I am currently looking for a neurosurgeon at the University of Michigan Neurology department. In the meantime, my chriopracter is having me do traction which lifts my neck up to create space between the disks. Having had some people in the medical office tell me not to see a chiropracter. Actually she was the one person who had the right diagnoses and sent me for an MRI.
Other than surgery I have explored and found inversion tables are helpful. Is my thinking correct that other than surgery: there are physical therapy, steriod shots or pain shots and that is about it.
The MRI says the following finding: Veterbral body height and alignment are normal. Large right-sided herniation is present at the C6-C7 level with disk material extending into the right lateral recess and foramen. This produces displacement and deformity of the spinal cord at this level. There is no evidence of cerebellar tonsillar ectopia. Spinal cord signal is normal.
Your information has been helpful. I am trying to avoid surgery but the choices won't change the problem, maybe just put a band-aid on the problem.
If the MRI indeed shows a large herniation into the foramen and recess and deforming the cord and nerve roots then that would be an indication for surgery to remove the part of the disk that is pressing on the cord.
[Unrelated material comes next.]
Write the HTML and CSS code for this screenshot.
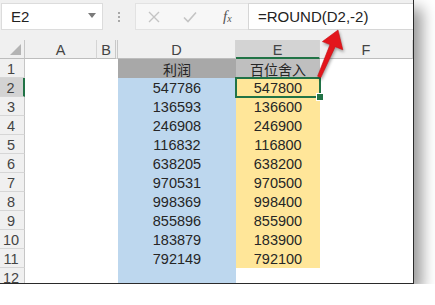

This would likely relieve radicular symptoms down the arm such as shooting pains, numbness, or tingling.I would have to see the images to be able to say for certain. However, yes it does seem based on the MRI read that this is surgical. I must be clear that only if you are having right sided symptoms in the C6-C7 distribution that matches the MRI would surgery help. Good luck to you. It would not hurt to exhaust nonsurgical options first. I think patients who do this ultimately gain more relief and satisfaction from their surgery if it comes to that.
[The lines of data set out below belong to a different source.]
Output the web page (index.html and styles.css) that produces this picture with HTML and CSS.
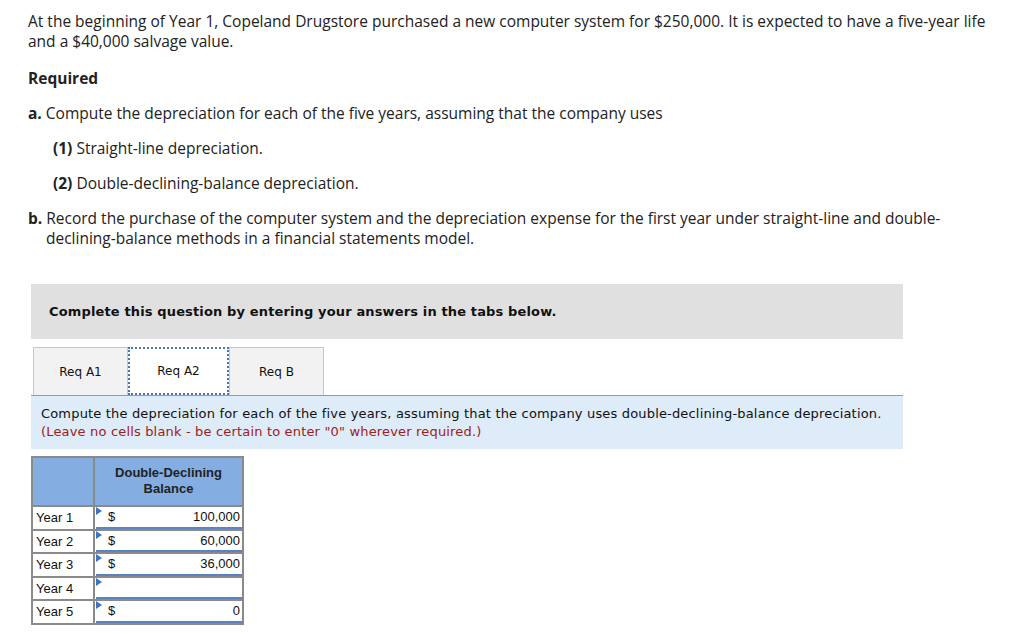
FILE: index.html
```html
<!DOCTYPE html>
<html>
<head>
<meta charset="utf-8">
<link rel="stylesheet" href="styles.css">
</head>
<body>
<div class="problem">
  <p class="intro">At the beginning of Year 1, Copeland Drugstore purchased a new computer system for $250,000. It is expected to have a five-year life and a $40,000 salvage value.</p>
  <p class="req"><b>Required</b></p>
  <p class="item"><b>a.</b> Compute the depreciation for each of the five years, assuming that the company uses</p>
  <p class="sub"><b>(1)</b> Straight-line depreciation.</p>
  <p class="sub"><b>(2)</b> Double-declining-balance depreciation.</p>
  <p class="item hang"><b>b.</b> Record the purchase of the computer system and the depreciation expense for the first year under straight-line and double-declining-balance methods in a financial statements model.</p>
</div>

<div class="widget">
  <div class="banner">Complete this question by entering your answers in the tabs below.</div>
  <div class="tabs">
    <div class="tab">Req A1</div>
    <div class="tab active">Req A2</div>
    <div class="tab">Req B</div>
  </div>
  <div class="instr">
    <div>Compute the depreciation for each of the five years, assuming that the company uses double-declining-balance depreciation.</div>
    <div class="warn">(Leave no cells blank - be certain to enter "0" wherever required.)</div>
  </div>

  <table class="grid">
    <thead>
      <tr><th class="blank"></th><th class="hcol">Double-Declining<br>Balance</th></tr>
    </thead>
    <tbody>
      <tr><td class="lbl">Year 1</td><td class="inp"><div class="box"><span class="flag"></span><span class="cur">$</span><span class="val">100,000</span></div></td></tr>
      <tr><td class="lbl">Year 2</td><td class="inp"><div class="box"><span class="flag"></span><span class="cur">$</span><span class="val">60,000</span></div></td></tr>
      <tr><td class="lbl">Year 3</td><td class="inp"><div class="box"><span class="flag"></span><span class="cur">$</span><span class="val">36,000</span></div></td></tr>
      <tr><td class="lbl">Year 4</td><td class="inp"><div class="box"><span class="flag"></span><span class="cur"></span><span class="val"></span></div></td></tr>
      <tr><td class="lbl">Year 5</td><td class="inp"><div class="box"><span class="flag"></span><span class="cur">$</span><span class="val">0</span></div></td></tr>
    </tbody>
  </table>
</div>
</body>
</html>
```

FILE: styles.css
```css
html, body {
  margin: 0;
  padding: 0;
  background: #fff;
}

body {
  font-family: "Open Sans", Lato, sans-serif;
  color: #222;
}

.problem {
  width: 965px;
  padding: 11px 0 0 28px;
  font-size: 15.5px;
  line-height: 20px;
}

.problem p {
  margin: 0 0 15px 0;
}

.problem .intro {
  margin-bottom: 17px;
}

.problem b {
  font-weight: 700;
}

.problem .sub {
  padding-left: 25px;
}

.problem .hang {
  padding-left: 18px;
  text-indent: -18px;
}

.widget {
  margin: 36px 0 0 31px;
  width: 872px;
}

.banner {
  background: #e0e0e0;
  height: 55px;
  padding-left: 18px;
  display: flex;
  align-items: center;
  font-family: "DejaVu Sans", Verdana, sans-serif;
  font-weight: bold;
  font-size: 13px;
  letter-spacing: 0.14px;
  color: #111;
}

.tabs {
  display: flex;
  margin-top: 8px;
  padding-left: 2px;
}

.tab {
  width: 93px;
  height: 47px;
  background: #f2f2f2;
  border: 1px solid #c8c8c8;
  border-bottom: none;
  display: flex;
  align-items: center;
  justify-content: center;
  font-family: "DejaVu Sans", Verdana, sans-serif;
  font-size: 12px;
  color: #111;
}

.tab.active {
  width: 97px;
  height: 44px;
  background: #fff;
  border: 2px dotted #4a76b8;
}

.instr {
  background: #deebf8;
  border-top: 1px solid #9a9a9a;
  padding: 9px 10px 8px 10px;
  font-family: "DejaVu Sans", Verdana, sans-serif;
  font-size: 13px;
  line-height: 18px;
  letter-spacing: 0.17px;
  color: #111;
}

.instr .warn {
  color: #a02020;
}

.grid {
  margin-top: 7px;
  border-collapse: collapse;
  font-family: "Liberation Sans", Arial, sans-serif;
  font-size: 13px;
  color: #111;
}

.grid th {
  background: #84aee2;
  border: 2px solid #8a8a8a;
  height: 40px;
  padding: 0;
}

.grid th.blank {
  width: 60px;
}

.grid th.hcol {
  width: 147px;
  font-weight: bold;
  line-height: 16px;
  vertical-align: top;
  padding-top: 7px;
  color: #222;
}

.grid td {
  border: 2px solid #8a8a8a;
  height: 20.5px;
  padding: 0;
}

.grid td.lbl {
  padding-left: 3px;
}

.grid td.inp {
  padding: 0;
}

.box {
  position: relative;
  display: flex;
  align-items: center;
  height: 19.5px;
  background: #fff;
  border-bottom: 2px solid #5a84c0;
  margin: 0 0 0 1px;
}

.flag {
  position: absolute;
  left: 0;
  top: 0;
  width: 0;
  height: 0;
  border-left: 6px solid #3e73c0;
  border-bottom: 4px solid transparent;
  border-top: 4px solid transparent;
}

.cur {
  width: 14px;
  margin-left: 12px;
}

.val {
  flex: 1;
  text-align: right;
  padding-right: 2px;
}
```
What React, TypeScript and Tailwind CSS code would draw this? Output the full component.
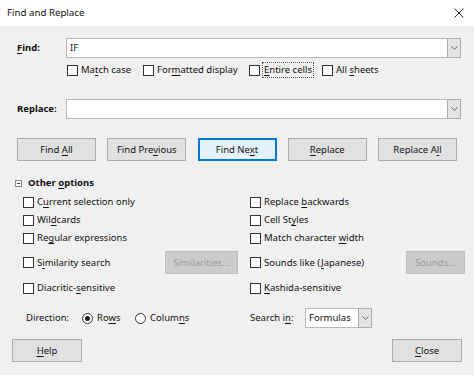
import React from "react";

const U = ({ children }: { children: React.ReactNode }) => (
  <span className="underline underline-offset-[1.5px]">{children}</span>
);

const Box = () => (
  <span className="inline-block w-[11px] h-[11px] shrink-0 border border-[#333333] bg-white" />
);

const Check = ({ children, className = "" }: { children: React.ReactNode; className?: string }) => (
  <div className={"flex items-center gap-[3px] " + className}>
    <Box />
    <span className="leading-none whitespace-nowrap">{children}</span>
  </div>
);

const Radio = ({ on, children }: { on?: boolean; children: React.ReactNode }) => (
  <div className="flex items-center gap-[4px]">
    <span className="w-[11px] h-[11px] shrink-0 rounded-full border border-[#333333] bg-white flex items-center justify-center">
      {on && <span className="w-[5px] h-[5px] rounded-full bg-[#222222]" />}
    </span>
    <span className="leading-none">{children}</span>
  </div>
);

const Btn = ({
  children,
  className = "",
  focus,
  disabled,
}: {
  children: React.ReactNode;
  className?: string;
  focus?: boolean;
  disabled?: boolean;
}) => (
  <div
    className={
      "h-[23px] flex items-center justify-center leading-none whitespace-nowrap " +
      (focus
        ? "bg-[#e5f1fb] border-2 border-[#0078d7] "
        : disabled
        ? "bg-[#cccccc] border border-[#bfbfbf] text-[#9a9a9a] "
        : "bg-[#e1e1e1] border border-[#adadad] ") +
      className
    }
  >
    <span className="leading-none whitespace-nowrap">{children}</span>
  </div>
);

const Chevron = () => (
  <svg width="7" height="4" viewBox="0 0 7 4">
    <polyline points="0.5,0.5 3.5,3.3 6.5,0.5" fill="none" stroke="#606060" strokeWidth="1" />
  </svg>
);

const Combo = ({ value }: { value?: string }) => (
  <div className="flex-1 h-[20px] flex border border-[#b8b8b8] bg-white">
    <div className="flex-1 flex items-center pl-[3px] leading-none">{value}</div>
    <div className="w-[14px] -my-px -mr-px flex items-center justify-center bg-[#e3e3e3] border border-[#adadad]">
      <Chevron />
    </div>
  </div>
);

export default function App() {
  return (
    <div className="w-[474px] h-[375px] bg-[#f0f0f0] text-[#111111] text-[9.5px] font-['Noto_Sans',sans-serif] flex flex-col overflow-hidden">
      {/* Title bar */}
      <div className="h-[26px] bg-white flex items-center justify-between pl-[7px] pr-[10px] shrink-0">
        <span className="text-[9.7px] leading-none">Find and Replace</span>
        <svg width="10" height="10" viewBox="0 0 10 10">
          <line x1="0.5" y1="0.5" x2="9.5" y2="9.5" stroke="#111" strokeWidth="0.9" />
          <line x1="9.5" y1="0.5" x2="0.5" y2="9.5" stroke="#111" strokeWidth="0.9" />
        </svg>
      </div>

      {/* Find row */}
      <div className="mt-[12px] h-[20px] flex items-center pl-[17px] pr-[13px]">
        <span className="w-[49px] font-bold leading-none">
          <U>F</U>ind:
        </span>
        <Combo value="IF" />
      </div>

      {/* Search options row */}
      <div className="mt-[5px] h-[14px] flex items-center pl-[67px]">
        <Check className="w-[76px]">
          Ma<U>t</U>ch case
        </Check>
        <Check className="w-[106px]">
          For<U>m</U>atted display
        </Check>
        <div className="w-[73px] flex items-center gap-[2px]">
          <Box />
          <span className="leading-none whitespace-nowrap border border-dotted border-[#555] px-px py-[2px]">
            <U>E</U>ntire cells
          </span>
        </div>
        <Check>
          All <U>s</U>heets
        </Check>
      </div>

      {/* Replace row */}
      <div className="mt-[22px] h-[20px] flex items-center pl-[17px] pr-[13px]">
        <span className="w-[49px] font-bold leading-none">Replace:</span>
        <Combo />
      </div>

      {/* Buttons row */}
      <div className="mt-[19px] h-[23px] flex justify-between pl-[17px] pr-[17px]">
        <Btn className="w-[79px]">
          Find <U>A</U>ll
        </Btn>
        <Btn className="w-[79px]">
          Find Pre<U>v</U>ious
        </Btn>
        <Btn className="w-[79px]" focus>
          Find Ne<U>x</U>t
        </Btn>
        <Btn className="w-[79px]">
          <U>R</U>eplace
        </Btn>
        <Btn className="w-[79px]">
          Replace A<U>l</U>l
        </Btn>
      </div>

      {/* Other options header */}
      <div className="mt-[15px] h-[14px] flex items-center pl-[15px] gap-[6px]">
        <span className="w-[7px] h-[7px] border border-[#888] bg-white flex items-center justify-center">
          <span className="w-[3px] h-px bg-[#444]" />
        </span>
        <span className="font-bold leading-none">
          Other <U>o</U>ptions
        </span>
      </div>

      {/* Options grid */}
      <div className="mt-[3px] flex flex-col pl-[23px]">
        <div className="h-[18px] flex items-center gap-[12px]">
          <div className="w-[215px]">
            <Check>
              C<U>u</U>rrent selection only
            </Check>
          </div>
          <Check>
            Replace <U>b</U>ackwards
          </Check>
        </div>
        <div className="h-[18px] flex items-center gap-[12px]">
          <div className="w-[215px]">
            <Check>
              Wil<U>d</U>cards
            </Check>
          </div>
          <Check>
            Cell St<U>y</U>les
          </Check>
        </div>
        <div className="h-[18px] flex items-center gap-[12px]">
          <div className="w-[215px]">
            <Check>
              Re<U>g</U>ular expressions
            </Check>
          </div>
          <Check>
            Match character <U>w</U>idth
          </Check>
        </div>
        <div className="mt-[4px] h-[23px] flex items-center gap-[12px]">
          <div className="w-[215px] flex items-center justify-between">
            <Check>
              S<U>i</U>milarity search
            </Check>
            <Btn className="w-[73px]" disabled>
              Similarities...
            </Btn>
          </div>
          <div className="w-[215px] flex items-center justify-between">
            <Check>
              Sounds like (<U>J</U>apanese)
            </Check>
            <Btn className="w-[59px]" disabled>
              Sounds...
            </Btn>
          </div>
        </div>
        <div className="mt-[5px] h-[18px] flex items-center gap-[12px]">
          <div className="w-[215px]">
            <Check>
              Diacritic-<U>s</U>ensitive
            </Check>
          </div>
          <Check>
            <U>K</U>ashida-sensitive
          </Check>
        </div>
      </div>

      {/* Direction / Search in */}
      <div className="mt-[11px] h-[20px] flex items-center">
        <div className="w-[250px] flex items-center pl-[26px]">
          <span className="w-[56px] leading-none">Direction:</span>
          <div className="w-[53px]">
            <Radio on>
              Ro<U>w</U>s
            </Radio>
          </div>
          <Radio>
            Colum<U>n</U>s
          </Radio>
        </div>
        <span className="w-[55px] leading-none">
          Search i<U>n</U>:
        </span>
        <div className="w-[67px] h-[20px] flex border border-[#b8b8b8] bg-white">
          <div className="flex-1 flex items-center pl-[3px] leading-none">Formulas</div>
          <div className="w-[14px] -my-px -mr-px flex items-center justify-center bg-[#e3e3e3] border border-[#adadad]">
            <Chevron />
          </div>
        </div>
      </div>

      {/* Bottom buttons */}
      <div className="mt-[11px] h-[23px] flex justify-between px-[12px]">
        <Btn className="w-[70px]">
          <U>H</U>elp
        </Btn>
        <Btn className="w-[70px]">
          <U>C</U>lose
        </Btn>
      </div>
    </div>
  );
}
Hi, what would be nonsurgical options; inversion tables, traction, other physical therapy? Your information has been very helpful. I have been referred to a neurosurgeon at University of Michigan. There has not been anyone who really understands the MRI who has read it except for the general practicing doctor in our community. No one has pointed me to non surgical methods of relieving pain; is that what a neurologist would do? In pain and not sure what else to do. I am only having pain on the side of the disk herniation. Thanks, Crystal
Nonsurgical options would include physical therapy, chiropractic traction, and injections. All of these would produce variable results for impinging cervical herniations. The problem with seeing a Western medicine type of physician is that he or she may not believe in these nonoperative treatments, so you really have to find a physician who focuses on nonoperative treatments of the spine. This would be either a spine surgeon, physical medicine and rehabilitation doctor, or a pain specialist. It really varies by locality so you are going to have to dig around to see who is good in your area. Good luck to you. You know where to find me.